Directions: Print nothing but the lines from the start of the listing below through the line that contains "string; party: string;". Do not include the pictures.

Exercise material:
========================================================================
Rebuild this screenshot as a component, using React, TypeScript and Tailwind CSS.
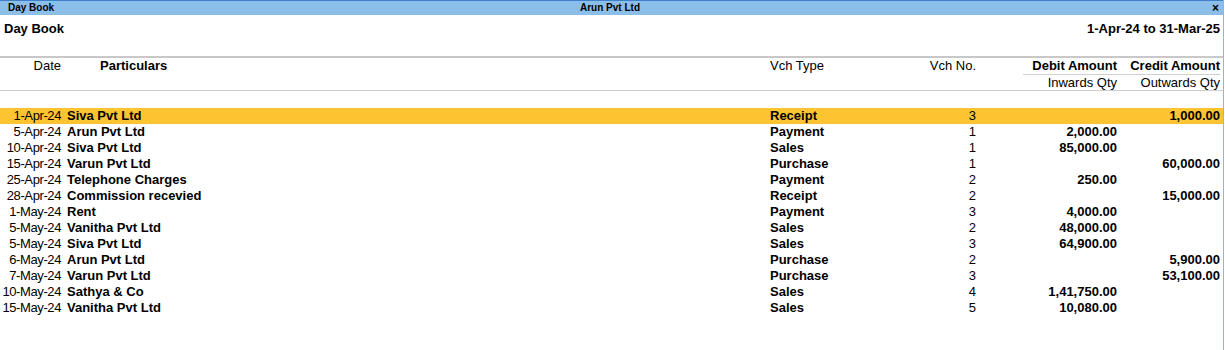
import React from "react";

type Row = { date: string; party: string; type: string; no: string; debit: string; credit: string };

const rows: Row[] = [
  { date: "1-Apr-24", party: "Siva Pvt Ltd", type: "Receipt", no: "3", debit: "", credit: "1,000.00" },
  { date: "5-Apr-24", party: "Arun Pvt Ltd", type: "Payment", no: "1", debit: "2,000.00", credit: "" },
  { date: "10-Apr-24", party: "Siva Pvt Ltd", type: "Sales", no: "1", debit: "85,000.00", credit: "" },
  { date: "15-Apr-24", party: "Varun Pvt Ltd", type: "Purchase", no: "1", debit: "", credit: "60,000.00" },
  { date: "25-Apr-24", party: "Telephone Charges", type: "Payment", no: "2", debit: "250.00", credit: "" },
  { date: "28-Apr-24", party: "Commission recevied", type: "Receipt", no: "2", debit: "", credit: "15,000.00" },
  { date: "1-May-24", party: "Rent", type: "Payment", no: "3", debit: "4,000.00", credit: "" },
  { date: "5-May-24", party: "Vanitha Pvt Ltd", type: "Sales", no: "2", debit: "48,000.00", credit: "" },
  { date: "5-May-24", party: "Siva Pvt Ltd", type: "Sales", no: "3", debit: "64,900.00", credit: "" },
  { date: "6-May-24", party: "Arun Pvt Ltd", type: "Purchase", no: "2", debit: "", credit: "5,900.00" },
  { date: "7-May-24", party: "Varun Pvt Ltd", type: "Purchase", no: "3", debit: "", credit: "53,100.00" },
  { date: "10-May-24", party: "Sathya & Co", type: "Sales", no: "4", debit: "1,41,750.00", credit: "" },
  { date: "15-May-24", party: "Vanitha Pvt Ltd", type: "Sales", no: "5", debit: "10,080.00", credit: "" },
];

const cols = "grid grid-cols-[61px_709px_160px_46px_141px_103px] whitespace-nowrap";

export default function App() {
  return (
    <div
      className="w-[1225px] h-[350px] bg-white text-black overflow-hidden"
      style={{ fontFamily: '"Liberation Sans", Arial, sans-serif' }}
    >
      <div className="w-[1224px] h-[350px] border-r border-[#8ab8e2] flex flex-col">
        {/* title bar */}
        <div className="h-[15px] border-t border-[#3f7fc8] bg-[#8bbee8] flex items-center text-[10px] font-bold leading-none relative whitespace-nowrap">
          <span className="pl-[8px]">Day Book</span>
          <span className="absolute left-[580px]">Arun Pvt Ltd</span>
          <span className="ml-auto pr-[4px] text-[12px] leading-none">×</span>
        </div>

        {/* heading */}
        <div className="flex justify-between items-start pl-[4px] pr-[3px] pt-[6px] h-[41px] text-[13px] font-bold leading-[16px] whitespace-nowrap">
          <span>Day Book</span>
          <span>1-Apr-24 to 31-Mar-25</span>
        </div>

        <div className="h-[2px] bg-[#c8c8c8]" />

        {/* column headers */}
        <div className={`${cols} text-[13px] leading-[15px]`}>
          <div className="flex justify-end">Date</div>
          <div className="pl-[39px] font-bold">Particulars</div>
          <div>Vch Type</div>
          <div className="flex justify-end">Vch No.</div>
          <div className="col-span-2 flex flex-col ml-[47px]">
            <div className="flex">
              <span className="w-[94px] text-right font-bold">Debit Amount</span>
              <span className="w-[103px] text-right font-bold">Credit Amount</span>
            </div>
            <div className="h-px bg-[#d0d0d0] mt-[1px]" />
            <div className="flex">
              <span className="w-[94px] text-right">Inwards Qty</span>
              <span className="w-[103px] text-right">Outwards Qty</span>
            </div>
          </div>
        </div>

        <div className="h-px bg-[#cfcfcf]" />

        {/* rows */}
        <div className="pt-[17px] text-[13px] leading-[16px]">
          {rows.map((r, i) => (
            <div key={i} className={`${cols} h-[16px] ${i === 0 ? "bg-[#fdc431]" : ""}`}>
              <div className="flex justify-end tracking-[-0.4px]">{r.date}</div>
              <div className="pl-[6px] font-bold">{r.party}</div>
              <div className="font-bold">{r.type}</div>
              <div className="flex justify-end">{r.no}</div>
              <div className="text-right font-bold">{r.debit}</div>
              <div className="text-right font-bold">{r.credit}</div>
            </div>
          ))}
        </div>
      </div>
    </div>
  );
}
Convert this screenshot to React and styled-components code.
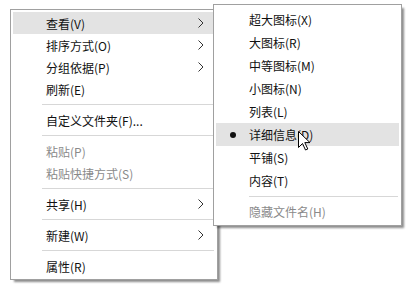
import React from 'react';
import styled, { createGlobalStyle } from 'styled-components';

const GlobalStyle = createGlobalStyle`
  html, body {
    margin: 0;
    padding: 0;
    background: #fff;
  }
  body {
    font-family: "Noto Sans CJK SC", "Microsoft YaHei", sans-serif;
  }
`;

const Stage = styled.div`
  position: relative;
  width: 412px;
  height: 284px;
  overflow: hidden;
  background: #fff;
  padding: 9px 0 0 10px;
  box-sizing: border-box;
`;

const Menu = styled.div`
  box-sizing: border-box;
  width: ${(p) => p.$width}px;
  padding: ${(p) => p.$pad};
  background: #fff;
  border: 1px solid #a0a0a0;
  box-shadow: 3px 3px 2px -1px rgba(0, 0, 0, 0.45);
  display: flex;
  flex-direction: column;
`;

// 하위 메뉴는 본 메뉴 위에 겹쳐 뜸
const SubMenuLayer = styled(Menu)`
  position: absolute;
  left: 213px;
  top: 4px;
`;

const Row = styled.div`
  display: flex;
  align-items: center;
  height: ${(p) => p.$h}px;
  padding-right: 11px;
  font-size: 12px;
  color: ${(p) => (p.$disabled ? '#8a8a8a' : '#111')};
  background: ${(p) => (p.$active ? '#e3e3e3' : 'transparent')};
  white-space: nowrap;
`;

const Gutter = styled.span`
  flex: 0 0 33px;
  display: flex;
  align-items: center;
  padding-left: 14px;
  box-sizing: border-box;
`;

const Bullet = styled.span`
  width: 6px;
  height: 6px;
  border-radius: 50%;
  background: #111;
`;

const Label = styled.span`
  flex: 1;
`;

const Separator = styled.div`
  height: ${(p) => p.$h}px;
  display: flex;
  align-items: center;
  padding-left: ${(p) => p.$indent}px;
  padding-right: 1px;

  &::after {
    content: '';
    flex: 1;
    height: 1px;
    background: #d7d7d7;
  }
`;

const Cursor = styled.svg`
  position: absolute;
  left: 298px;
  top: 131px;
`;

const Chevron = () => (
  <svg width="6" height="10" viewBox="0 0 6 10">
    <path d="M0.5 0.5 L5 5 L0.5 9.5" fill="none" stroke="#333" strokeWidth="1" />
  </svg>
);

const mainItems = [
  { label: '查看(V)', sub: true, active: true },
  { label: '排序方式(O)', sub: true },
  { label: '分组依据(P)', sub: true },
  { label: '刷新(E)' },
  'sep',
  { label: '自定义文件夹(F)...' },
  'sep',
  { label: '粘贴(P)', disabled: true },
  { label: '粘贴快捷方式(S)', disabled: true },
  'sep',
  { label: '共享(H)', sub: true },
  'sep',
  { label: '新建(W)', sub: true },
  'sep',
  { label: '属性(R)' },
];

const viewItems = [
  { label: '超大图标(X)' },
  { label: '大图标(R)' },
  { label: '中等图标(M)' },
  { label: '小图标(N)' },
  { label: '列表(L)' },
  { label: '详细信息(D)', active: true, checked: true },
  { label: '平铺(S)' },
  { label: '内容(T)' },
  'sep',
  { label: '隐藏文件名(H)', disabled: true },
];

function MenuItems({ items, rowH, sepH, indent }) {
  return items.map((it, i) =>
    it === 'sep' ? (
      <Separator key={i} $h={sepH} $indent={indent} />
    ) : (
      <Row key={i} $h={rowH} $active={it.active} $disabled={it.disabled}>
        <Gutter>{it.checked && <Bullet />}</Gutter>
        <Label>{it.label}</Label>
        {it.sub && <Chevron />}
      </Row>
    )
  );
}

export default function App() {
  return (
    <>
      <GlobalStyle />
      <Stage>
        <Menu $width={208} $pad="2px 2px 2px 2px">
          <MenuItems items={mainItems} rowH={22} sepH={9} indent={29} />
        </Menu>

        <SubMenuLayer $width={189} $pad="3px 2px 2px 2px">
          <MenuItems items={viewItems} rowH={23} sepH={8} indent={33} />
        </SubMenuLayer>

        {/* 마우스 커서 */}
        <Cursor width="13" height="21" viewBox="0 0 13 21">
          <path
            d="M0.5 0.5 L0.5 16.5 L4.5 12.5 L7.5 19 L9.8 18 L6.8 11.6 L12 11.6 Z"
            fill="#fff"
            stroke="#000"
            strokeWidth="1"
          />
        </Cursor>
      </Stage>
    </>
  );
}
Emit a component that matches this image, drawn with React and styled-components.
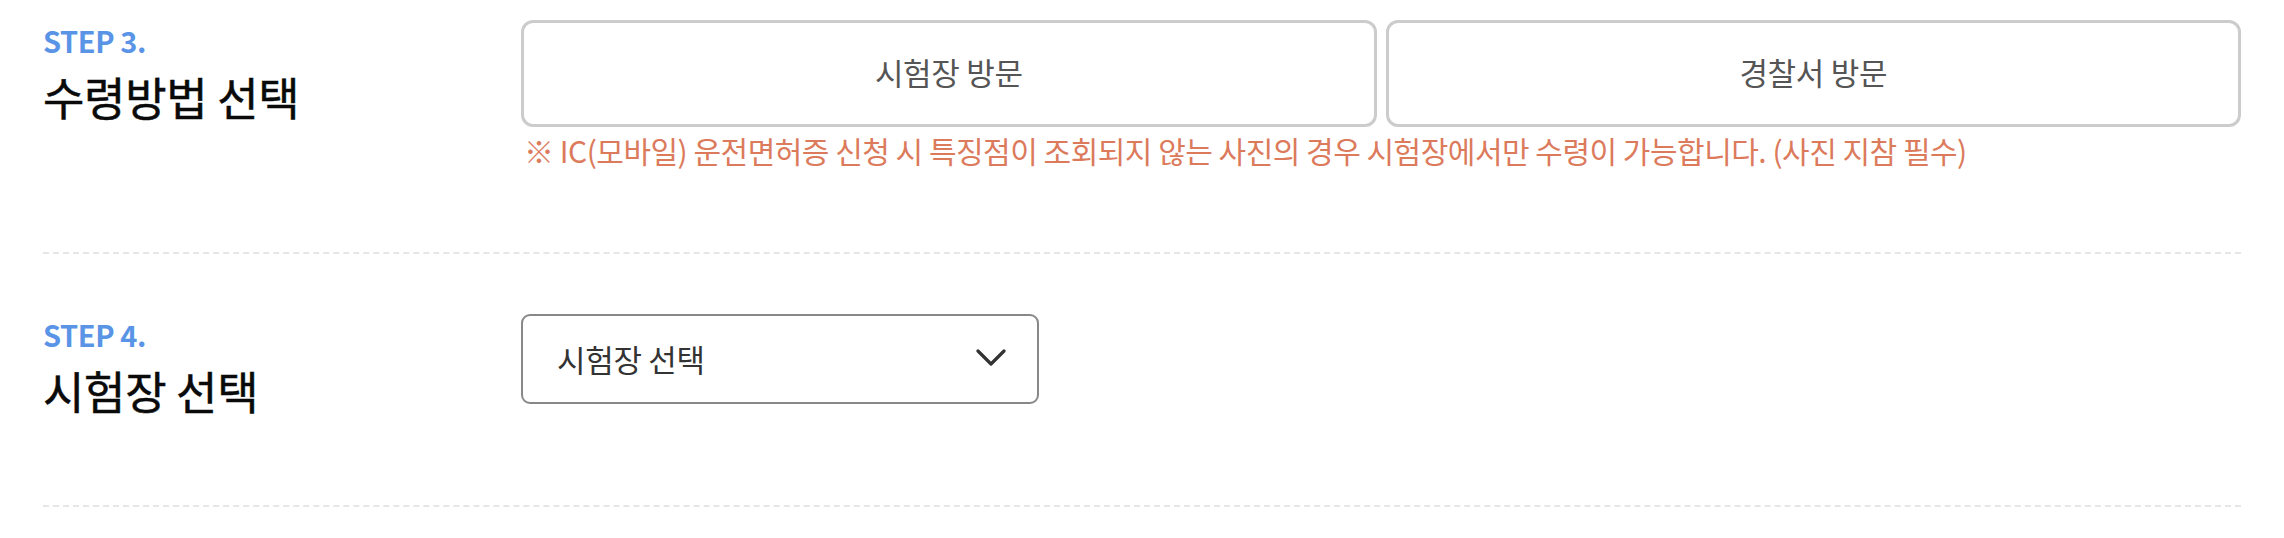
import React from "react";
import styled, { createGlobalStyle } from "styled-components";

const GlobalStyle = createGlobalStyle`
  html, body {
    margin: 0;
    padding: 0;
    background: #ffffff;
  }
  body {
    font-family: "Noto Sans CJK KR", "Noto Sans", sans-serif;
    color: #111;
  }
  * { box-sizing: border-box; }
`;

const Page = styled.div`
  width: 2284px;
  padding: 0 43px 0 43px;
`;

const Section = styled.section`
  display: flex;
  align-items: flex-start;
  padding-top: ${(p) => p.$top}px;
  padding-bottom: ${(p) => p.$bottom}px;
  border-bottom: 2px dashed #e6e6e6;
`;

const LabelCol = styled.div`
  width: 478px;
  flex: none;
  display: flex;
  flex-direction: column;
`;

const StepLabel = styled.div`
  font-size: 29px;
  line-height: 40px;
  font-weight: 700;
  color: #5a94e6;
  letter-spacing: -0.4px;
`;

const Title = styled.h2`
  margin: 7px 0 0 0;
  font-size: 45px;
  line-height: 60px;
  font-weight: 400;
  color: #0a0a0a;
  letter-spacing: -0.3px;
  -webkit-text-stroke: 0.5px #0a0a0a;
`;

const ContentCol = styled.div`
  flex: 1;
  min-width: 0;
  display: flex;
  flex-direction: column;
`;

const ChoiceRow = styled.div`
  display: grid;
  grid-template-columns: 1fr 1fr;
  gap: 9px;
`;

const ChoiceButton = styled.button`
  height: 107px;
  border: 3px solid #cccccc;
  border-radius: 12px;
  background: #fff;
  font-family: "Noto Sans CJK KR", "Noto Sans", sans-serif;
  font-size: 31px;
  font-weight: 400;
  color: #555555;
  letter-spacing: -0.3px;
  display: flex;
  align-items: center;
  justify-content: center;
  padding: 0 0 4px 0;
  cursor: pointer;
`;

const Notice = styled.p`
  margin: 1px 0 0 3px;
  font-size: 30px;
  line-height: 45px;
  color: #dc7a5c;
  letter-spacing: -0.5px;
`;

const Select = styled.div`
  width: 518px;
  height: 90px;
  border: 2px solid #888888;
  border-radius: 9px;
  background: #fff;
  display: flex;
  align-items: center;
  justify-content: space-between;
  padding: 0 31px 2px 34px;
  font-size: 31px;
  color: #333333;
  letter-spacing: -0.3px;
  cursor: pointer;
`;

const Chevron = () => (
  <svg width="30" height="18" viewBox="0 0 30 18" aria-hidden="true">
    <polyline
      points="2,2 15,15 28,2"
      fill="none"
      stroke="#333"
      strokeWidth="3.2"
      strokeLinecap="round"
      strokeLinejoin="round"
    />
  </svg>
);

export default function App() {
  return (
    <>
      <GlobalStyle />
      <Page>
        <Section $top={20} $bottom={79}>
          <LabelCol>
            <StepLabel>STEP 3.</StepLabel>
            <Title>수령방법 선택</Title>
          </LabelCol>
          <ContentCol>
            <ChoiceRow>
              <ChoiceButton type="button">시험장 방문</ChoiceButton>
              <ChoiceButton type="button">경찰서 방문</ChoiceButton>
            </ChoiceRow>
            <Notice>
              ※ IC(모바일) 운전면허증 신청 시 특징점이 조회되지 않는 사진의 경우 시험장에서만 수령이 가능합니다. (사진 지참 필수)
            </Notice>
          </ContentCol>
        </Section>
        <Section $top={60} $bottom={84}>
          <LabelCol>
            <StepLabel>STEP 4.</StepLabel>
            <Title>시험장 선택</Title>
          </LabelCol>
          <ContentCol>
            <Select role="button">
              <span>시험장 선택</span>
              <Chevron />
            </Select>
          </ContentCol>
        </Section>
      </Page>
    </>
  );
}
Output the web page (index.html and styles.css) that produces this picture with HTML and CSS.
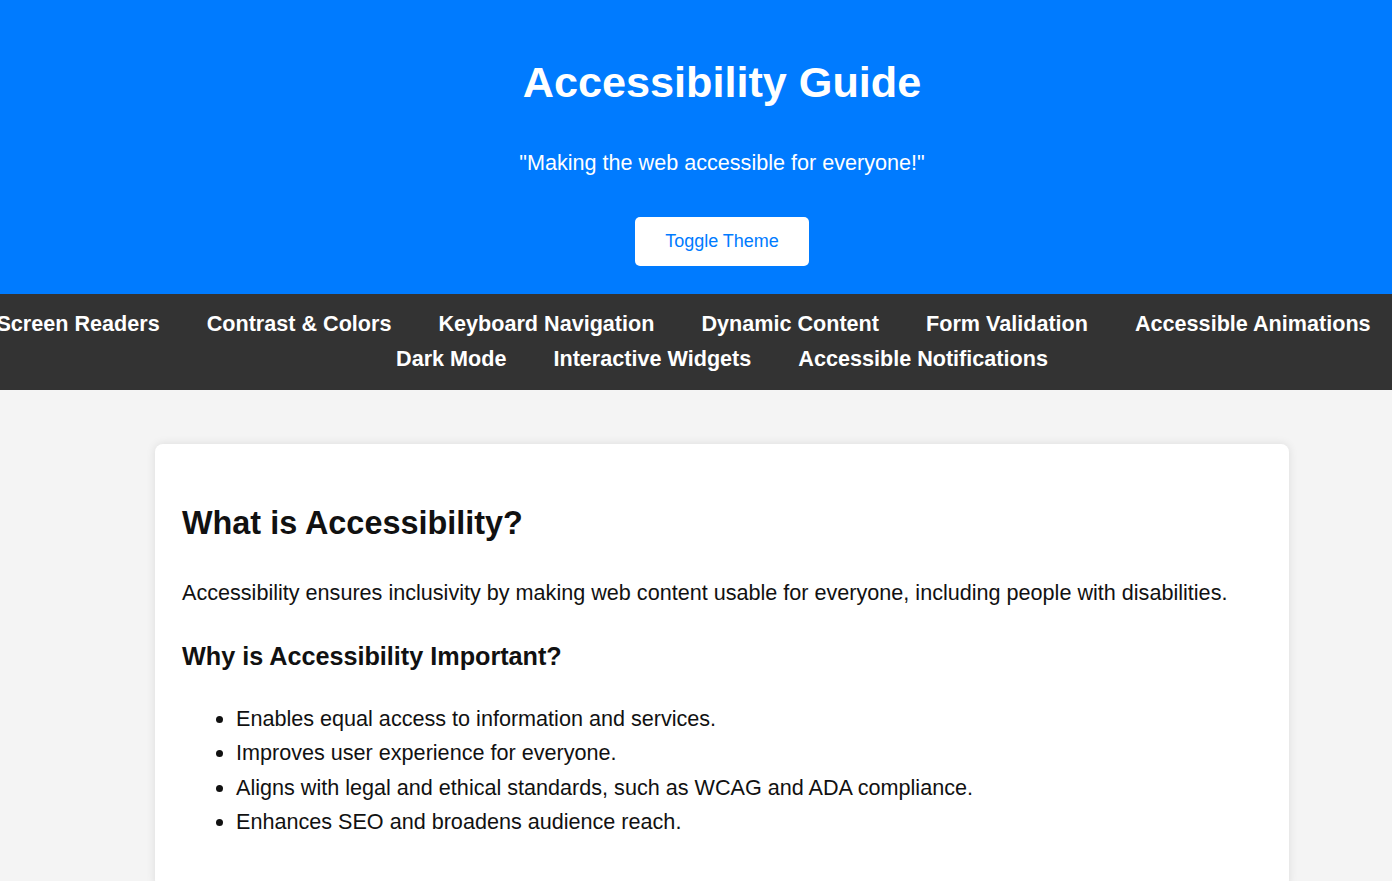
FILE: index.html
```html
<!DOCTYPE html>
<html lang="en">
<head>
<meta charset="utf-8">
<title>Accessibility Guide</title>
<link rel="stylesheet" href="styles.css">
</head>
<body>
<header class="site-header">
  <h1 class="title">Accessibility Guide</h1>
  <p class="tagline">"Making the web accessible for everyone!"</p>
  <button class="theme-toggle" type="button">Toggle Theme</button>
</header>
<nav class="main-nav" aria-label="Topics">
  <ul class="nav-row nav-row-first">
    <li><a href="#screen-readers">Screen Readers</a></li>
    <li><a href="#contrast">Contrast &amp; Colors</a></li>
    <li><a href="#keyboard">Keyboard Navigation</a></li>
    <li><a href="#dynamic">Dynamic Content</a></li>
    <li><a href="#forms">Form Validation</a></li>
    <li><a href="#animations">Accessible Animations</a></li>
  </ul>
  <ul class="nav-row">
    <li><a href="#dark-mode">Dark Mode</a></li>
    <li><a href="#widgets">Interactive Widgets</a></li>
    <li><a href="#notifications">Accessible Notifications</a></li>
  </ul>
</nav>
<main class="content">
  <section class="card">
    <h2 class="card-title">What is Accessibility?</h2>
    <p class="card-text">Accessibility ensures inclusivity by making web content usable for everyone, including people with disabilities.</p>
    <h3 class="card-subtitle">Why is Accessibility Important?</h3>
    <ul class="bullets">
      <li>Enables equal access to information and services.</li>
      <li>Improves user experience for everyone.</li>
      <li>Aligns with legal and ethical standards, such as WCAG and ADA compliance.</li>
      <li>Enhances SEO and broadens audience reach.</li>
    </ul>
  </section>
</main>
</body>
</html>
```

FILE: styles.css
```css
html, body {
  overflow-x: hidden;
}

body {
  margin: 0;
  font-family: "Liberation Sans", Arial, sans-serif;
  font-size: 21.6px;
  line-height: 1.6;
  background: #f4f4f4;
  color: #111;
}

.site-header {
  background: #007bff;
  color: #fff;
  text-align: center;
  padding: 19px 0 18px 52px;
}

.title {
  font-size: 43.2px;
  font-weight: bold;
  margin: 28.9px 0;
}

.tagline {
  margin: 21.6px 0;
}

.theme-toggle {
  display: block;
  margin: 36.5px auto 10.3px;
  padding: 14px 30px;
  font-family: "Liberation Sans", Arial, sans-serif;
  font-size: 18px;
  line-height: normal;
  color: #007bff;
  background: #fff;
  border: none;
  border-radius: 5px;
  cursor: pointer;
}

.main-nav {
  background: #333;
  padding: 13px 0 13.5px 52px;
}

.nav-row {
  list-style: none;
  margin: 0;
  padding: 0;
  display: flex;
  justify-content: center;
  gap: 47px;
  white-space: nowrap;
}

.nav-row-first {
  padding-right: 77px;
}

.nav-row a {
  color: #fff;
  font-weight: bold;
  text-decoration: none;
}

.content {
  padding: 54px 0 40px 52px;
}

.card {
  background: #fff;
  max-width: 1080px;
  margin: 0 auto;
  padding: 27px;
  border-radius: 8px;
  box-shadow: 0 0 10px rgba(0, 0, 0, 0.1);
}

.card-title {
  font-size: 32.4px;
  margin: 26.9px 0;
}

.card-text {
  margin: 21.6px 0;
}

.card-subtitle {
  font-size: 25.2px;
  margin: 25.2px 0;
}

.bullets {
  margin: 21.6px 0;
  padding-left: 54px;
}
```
========================================================================
Answer below:
Rebuild this screenshot as a component, using React, TypeScript and Tailwind CSS.
import React from "react";

type Row = { date: string; party: string; type: string; no: string; debit: string; credit: string };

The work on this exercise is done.